* Task description *
Search the data below for "Tailwind"; list each line that holds it.

(Saved entries)
══════
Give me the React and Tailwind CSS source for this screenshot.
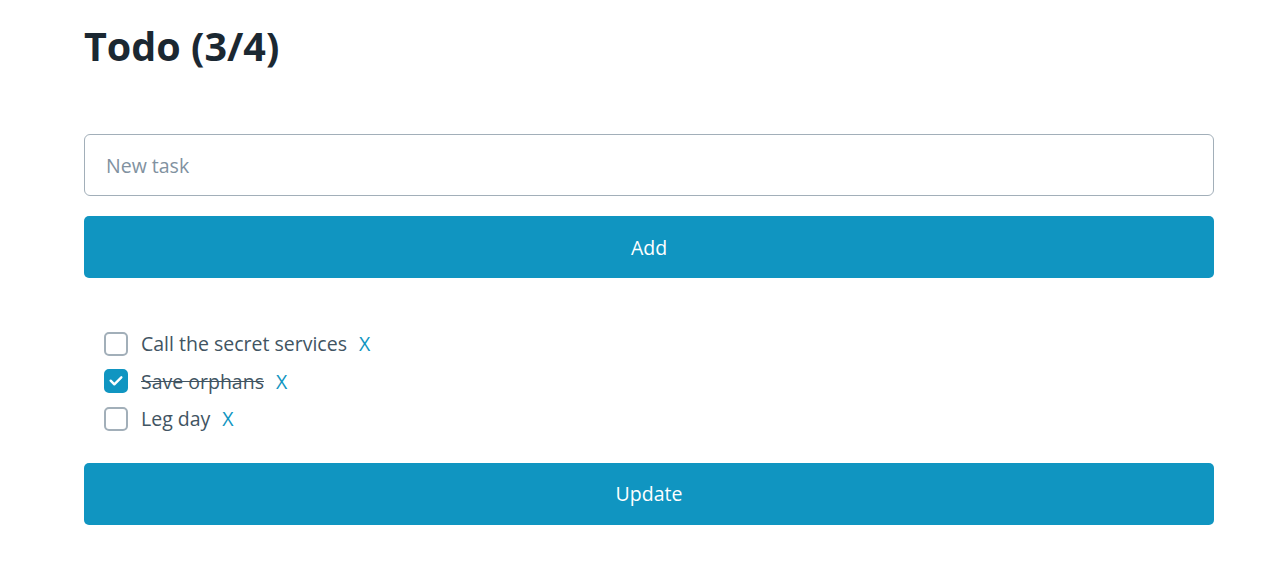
import { useState } from 'react'

const initialTodos = [
  { id: 1, title: 'Call the secret services', done: false },
  { id: 2, title: 'Save orphans', done: true },
  { id: 3, title: 'Leg day', done: false }
]

const Checkbox = ({ checked, onChange }) => (
  <button
    type="button"
    onClick={onChange}
    className={`flex items-center justify-center w-[24px] h-[24px] shrink-0 rounded-[5px] border-2 ${
      checked ? 'bg-[#1095c1] border-[#1095c1]' : 'bg-white border-[#a2afb9]'
    }`}
  >
    {checked && (
      <svg width="16" height="16" viewBox="0 0 24 24" fill="none" stroke="white" strokeWidth="3.6" strokeLinecap="round" strokeLinejoin="round">
        <polyline points="20 6.5 9.5 17 4 11.5" />
      </svg>
    )}
  </button>
)

export default function App() {
  const [todos, setTodos] = useState(initialTodos)
  const [task, setTask] = useState('')

  const toggle = (id) =>
    setTodos(todos.map((t) => (t.id === id ? { ...t, done: !t.done } : t)))

  return (
    <div className="min-h-screen bg-white font-['Open_Sans',sans-serif] text-[#415462]">
      <div className="ml-[84px] w-[1130px] pt-[19px]">
        {/* Header */}
        <h1 className="text-[39.5px] leading-[54px] font-bold text-[#1b2832]">Todo (3/4)</h1>

        {/* New task */}
        <input
          value={task}
          onChange={(e) => setTask(e.target.value)}
          placeholder="New task"
          className="mt-[61px] block w-full h-[62px] px-[21px] rounded-[6px] border border-[#a2afb9] text-[19.5px] text-[#415462] placeholder:text-[#8191a0] outline-none"
        />
        <button className="mt-[20px] block w-full h-[62px] rounded-[5px] bg-[#1095c1] text-white text-[19.5px] pt-[1px]">
          Add
        </button>

        {/* List */}
        <ul className="mt-[47px] pl-[20px]">
          {todos.map((t) => (
            <li key={t.id} className="flex items-center h-[37.5px]">
              <Checkbox checked={t.done} onChange={() => toggle(t.id)} />
              <span className={`ml-[13px] text-[19.5px] ${t.done ? 'line-through' : ''}`}>{t.title}</span>
              <span className="ml-[12px] text-[19.5px] text-[#1095c1] cursor-pointer">X</span>
            </li>
          ))}
        </ul>

        <button className="mt-[25px] block w-full h-[62px] rounded-[5px] bg-[#1095c1] text-white text-[19.5px] pt-[1px]">
          Update
        </button>
      </div>
    </div>
  )
}
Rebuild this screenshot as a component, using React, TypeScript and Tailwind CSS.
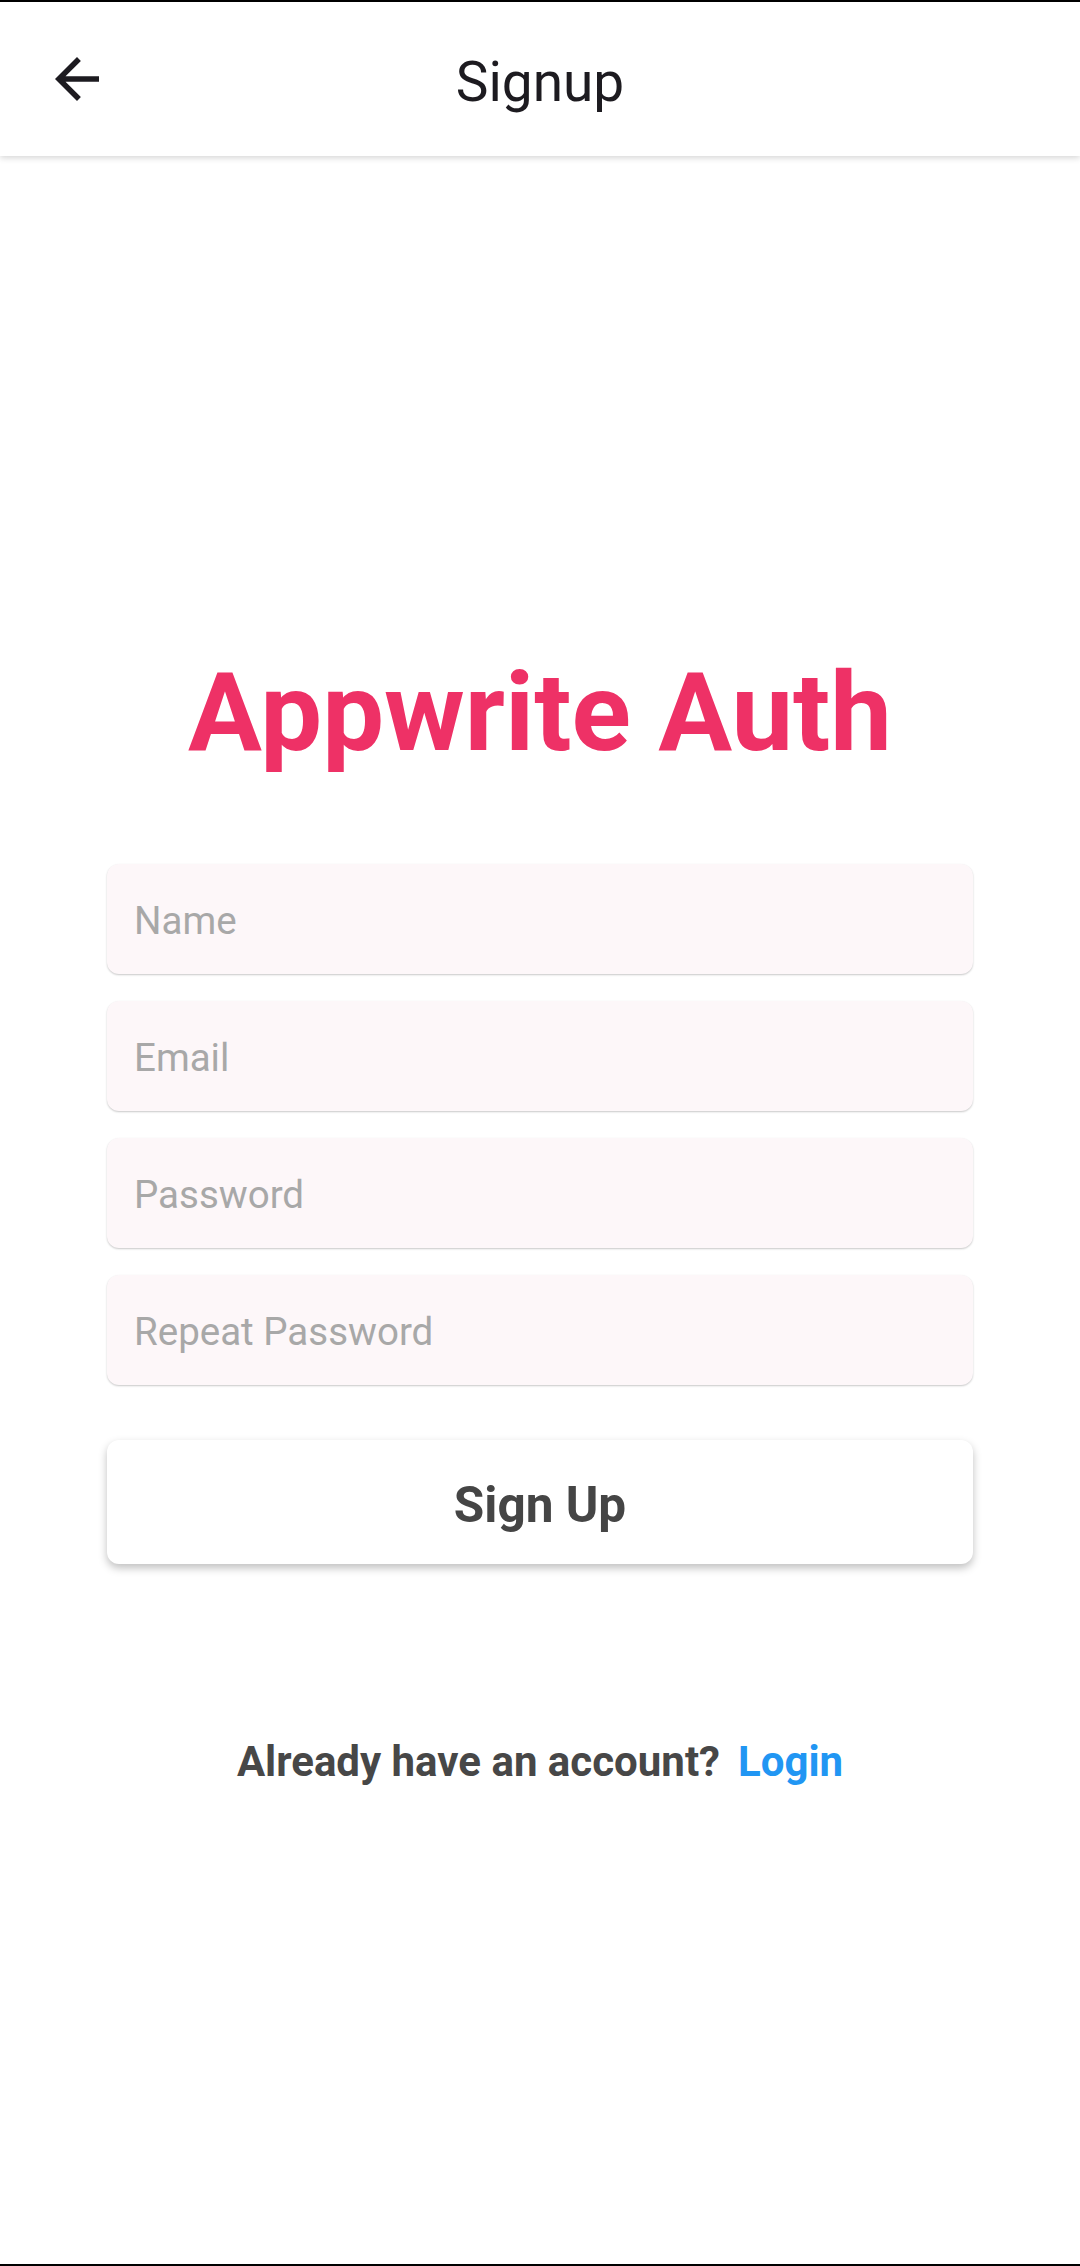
══════
* Output *
Give me the React and Tailwind CSS source for this screenshot.
Rebuild this screenshot as a component, using React, TypeScript and Tailwind CSS.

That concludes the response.